If you want reliable agent behavior, you do not “hope the model will do the right thing.” You give it tools that make the right thing the easiest thing.

Practical Tips for Tools

  • Make tools small and composable. A tool should do one thing well (e.g., get_user_profile, create_invoice, refund_payment) rather than being a giant “do everything” endpoint.
  • Design tools as contracts. Strong schemas, clear input validation, meaningful error messages, and idempotency where needed.
  • Separate “read tools” and “write tools.” Reading is usually safe; writing should be gated, logged, and permissioned.
  • Build guardrails into tools, not prompts. If something must never happen (e.g., deleting customer data), enforce it in the tool layer.
  • Return structured outputs. Tools should return data the agent can reason over. JSON-like structures are better than free text.

If tools are weak, the agent becomes either dangerously unconstrained or constantly blocked and useless.

Your tools are how the agent becomes a real product component.


2) Prompting Still Matters: Even More Than Before

Yes, prompting is still key. Arguably more key now.

As models get better at following instructions, the prompt becomes less “a suggestion” and more like a specification. It determines whether the behavior is mediocre and inconsistent or robust and repeatable.

Practical Tips for Prompts

There are tons of guides for this on the internet, but here are a few important tips related to agents and tools:

  • Write prompts as operating manuals. Role, goals, constraints, what “good” looks like, what “bad” looks like.
  • Define decision rules. Example: “If confidence < X, ask for clarification. If tool returns error Y, retry once, then escalate.”
  • Force structure. Define a clear output format, separate decision and execution steps, and go for a tool-first behavior.
  • Make the tool policy explicit. When to call tools, when not to, how to handle failures.
  • Include real examples. Few-shot examples for edge cases can dramatically stabilize behavior.

3) Evaluation Is the Backbone, and It Must Be Integrated into the Product

This is the part most teams under-invest in, and it is the reason many “agent features” remain demos.

Evaluation is not a separate phase. It is part of the system. If agents are performing product work, then evaluations must be automated, continuously running, deeply integrated, and ideally improved with agents themselves.

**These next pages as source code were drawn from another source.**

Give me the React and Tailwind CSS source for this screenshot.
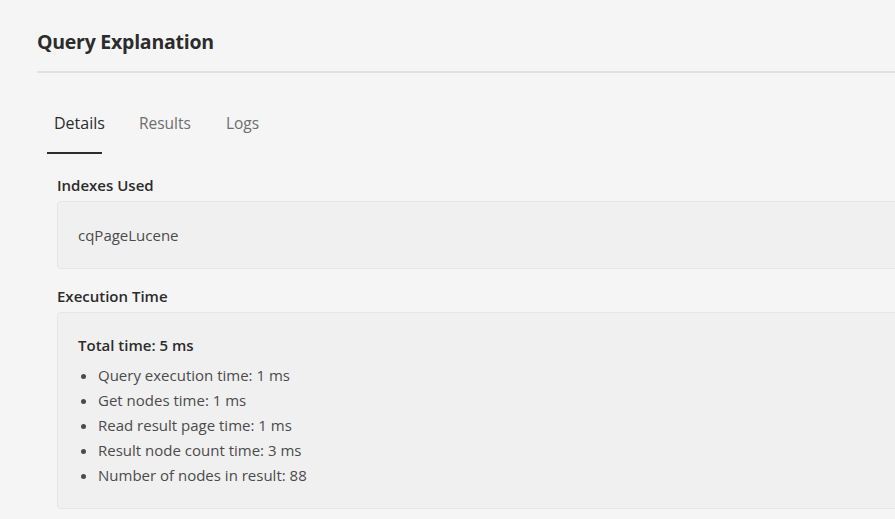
export default function App() {
  const items = [
    'Query execution time: 1 ms',
    'Get nodes time: 1 ms',
    'Read result page time: 1 ms',
    'Result node count time: 3 ms',
    'Number of nodes in result: 88',
  ];

  return (
    <div className="min-h-screen w-[895px] h-[519px] overflow-hidden bg-[#f5f5f5] text-[#2c2c2c]" style={{ fontFamily: '"Open Sans", "Noto Sans", sans-serif' }}>
      <div className="pl-[37px] pt-[28px]">
        <h1 className="text-[19.5px] font-bold leading-[28px] tracking-[-0.25px]">Query Explanation</h1>
        <div className="mt-[15px] h-[2px] bg-[#e1e1e1] w-[900px]" />

        {/* Tabs */}
        <div className="flex pl-[10px] mt-[35px]">
          <div className="flex flex-col">
            <span className="px-[7px] text-[16px] leading-[30px] text-[#2c2c2c]">Details</span>
            <div className="mt-[14px] h-[2px] bg-[#2c2c2c] w-[55px]" />
          </div>
          <span className="ml-[27px] text-[15.5px] leading-[30px] text-[#6e6e6e]">Results</span>
          <span className="ml-[35px] text-[15.5px] leading-[30px] text-[#6e6e6e]">Logs</span>
        </div>

        <div className="pl-[20px]">
          <h2 className="mt-[20px] text-[15px] font-semibold leading-[22px]">Indexes Used</h2>
          <div className="mt-[5px] h-[68px] w-[900px] rounded-[4px] border border-[#e6e6e6] bg-[#f0f0f0] flex items-center pl-[20px]">
            <span className="text-[15px] text-[#4b4b4b]">cqPageLucene</span>
          </div>

          <h2 className="mt-[16px] text-[15px] font-semibold leading-[22px]">Execution Time</h2>
          <div className="mt-[5px] h-[197px] w-[900px] rounded-[4px] border border-[#e6e6e6] bg-[#f0f0f0] pl-[20px] pt-[21px]">
            <div className="text-[15px] font-semibold leading-[22px]">Total time: 5 ms</div>
            <ul className="mt-[7px] list-disc pl-[20px] text-[15px] leading-[25px] text-[#4b4b4b]">
              {items.map((t) => (
                <li key={t}>{t}</li>
              ))}
            </ul>
          </div>
        </div>
      </div>
    </div>
  );
}
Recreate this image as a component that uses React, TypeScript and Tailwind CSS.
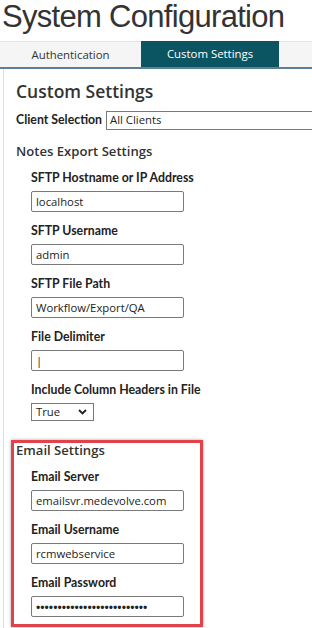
import React from 'react'

const ui = { fontFamily: '"Open Sans", "Noto Sans", sans-serif' }
const bold = { fontFamily: 'Lato, "Open Sans", sans-serif' }

function Field({ label, value, first, secret }: any){
  return (
    <div className="ml-[15px]">
      <div className={`${first ? 'mt-[9px]' : 'mt-[11px]'} h-[16px] leading-[16px] text-[12.3px] font-bold text-[#222] whitespace-nowrap`} style={bold}>{label}</div>
      <input
        readOnly
        value={value}
        className={`mt-[5px] block w-[153px] h-[21px] border border-[#7a7a7a] rounded-[2px] px-[4px] text-[#222] bg-white outline-none ${secret ? 'text-[11.4px] font-bold' : 'text-[11.3px]'}`}
        style={ui}
      />
    </div>
  )
}

export default function App(){
  return (
    <div className="w-[312px] h-[628px] overflow-hidden bg-white" style={ui}>
      <h1 className="text-[31px] leading-[34px] text-[#333] pl-[2px] tracking-[-0.7px]" style={{ fontFamily: '"Liberation Sans", Arial, sans-serif' }}>System Configuration</h1>
      <div className="mt-[7px] flex h-[28px] bg-[#f5f5f5] border-t border-[#e4e4e4] border-b-2 border-b-[#5e7f99]">
        <div className="w-[141px] flex items-center justify-center text-[11.4px] text-[#333]">Authentication</div>
        <div className="w-[138px] -mt-px flex items-center justify-center text-[11.4px] text-white bg-[#0b5563]">Custom Settings</div>
      </div>
      <div className="ml-[3px] border-l border-[#e0e0e0] pl-[12px] h-full">
        <div className="text-[17.5px] font-semibold text-[#333] pt-[10px] leading-[24px]">Custom Settings</div>
        <div className="flex items-center mt-[8px] whitespace-nowrap">
          <span className="text-[12.3px] font-bold text-[#222] mr-[4px]" style={bold}>Client Selection</span>
          <div className="h-[19px] border border-[#7a7a7a] flex-1 -mr-[20px] flex items-center px-[3px] text-[11.3px] text-[#222]">All Clients</div>
        </div>
        <div className="text-[13.1px] font-semibold text-[#333] mt-[11px] leading-[20px]">Notes Export Settings</div>
        <Field first label="SFTP Hostname or IP Address" value="localhost" />
        <Field label="SFTP Username" value="admin" />
        <Field label="SFTP File Path" value="Workflow/Export/QA" />
        <Field label="File Delimiter" value="|" />
        <div className="ml-[15px]">
          <div className="mt-[11px] h-[16px] leading-[16px] text-[12.3px] font-bold text-[#222]" style={bold}>Include Column Headers in File</div>
          <div className="mt-[5px] w-[63px] h-[18px] border border-[#7a7a7a] flex items-center justify-between pl-[4px] pr-[6px] text-[11.3px] text-[#222]">
            <span>True</span>
            <svg width="9" height="6" viewBox="0 0 9 6"><path d="M1 1 L4.5 4.5 L8 1" fill="none" stroke="#222" strokeWidth="1.8"/></svg>
          </div>
        </div>
        <div className="mt-[19px] -ml-[5px] w-[192px] border-[3px] border-[#e2434b] shadow-[0_0_3px_rgba(0,0,0,0.35)] pl-[2px] pb-[7px]">
          <div className="text-[13.1px] font-semibold text-[#333] leading-[14px]">Email Settings</div>
          <div className="h-[1px]" />
          <Field label="Email Server" value="emailsvr.medevolve.com" />
          <Field label="Email Username" value="rcmwebservice" />
          <Field secret label="Email Password" value="••••••••••••••••••••••••••" />
        </div>
      </div>
    </div>
  )
}
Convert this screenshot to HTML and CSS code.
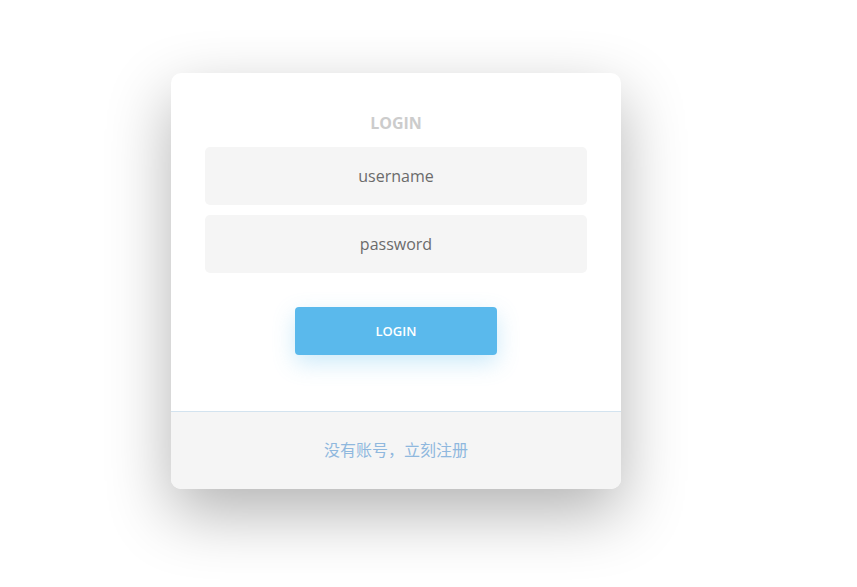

What “Deeply Integrated Evaluation” Means

Deeply integrated evaluation means every major agent workflow ships with a test harness that captures real traces (including tool calls and outcomes) and turns them into regression tests you can run whenever you change prompts, tools, or models. It also means you measure what actually matters in production, like quality, safety, latency, cost, and user satisfaction, and you have clear failure routing (retry, fallback, escalation, or human review) instead of hand-wavy “it looked fine.”

Just as important, the evaluation layer needs access to the same underlying data the agent had when it produced an answer, so an evaluator can verify the response is grounded rather than merely plausible. A great way to do this is to leverage agents as evaluators, but keep them tightly scoped: give them clear, narrow instructions and dedicated verification tools to check cited sources, cross-reference the answer against your ingested data, and flag anything unsupported or inconsistent.

Practical Tips for Evaluation

  • Evaluate in production, both manually and automatically. Support a manual “evaluate this run” trigger for any conversation or workflow, and continuously sample live runs as agents work (random plus risk-based sampling) to run evaluations in the background.
  • Turn failures into a regression dataset. Any run that fails evaluation should be saved, together with the exact context the agent had (retrieved chunks, tool outputs, inputs, actions), into an evaluation dataset that you can replay later as regression evaluations.
  • Close the loop with evaluator-driven change proposals (human-approved). Give the evaluator dedicated tools to propose concrete fixes, such as prompt edits, improved retrieval settings, or ingestion/data corrections, and store those proposals in a review queue for a human to approve. Once approved, re-run the regression suite to confirm the change actually makes the failing cases pass.

Evaluation is what turns agents from “cool” into “production.”


Toward Autonomy: Less “Human in the Loop” by Design

The goal is not to guide agents constantly. The goal is to make them autonomous: self-validate what they do, self-correct when something goes wrong, self-test changes, and automatically deploy or publish when confidence is high.

In other words, keep humans in the loop only where it matters: reserve manual review for critical or high-risk actions, and let the rest run automatically. That is how agent-native products evolve faster, scale further, and deliver more value as autonomy increases.

Autonomy does not come from a bigger model. It comes from the triad:

Tools + prompting + integrated evaluation

That is the formula.


The Real Takeaway

If you are still thinking “How can AI help me build my product faster?” you are already behind.

The new question is:

How can I build my product with agents as first-class components, designed for autonomy, determinism, and continuous evaluation?

You will only really understand the leverage once you build at least one feature this way end-to-end.

And once you do, it becomes hard to go back.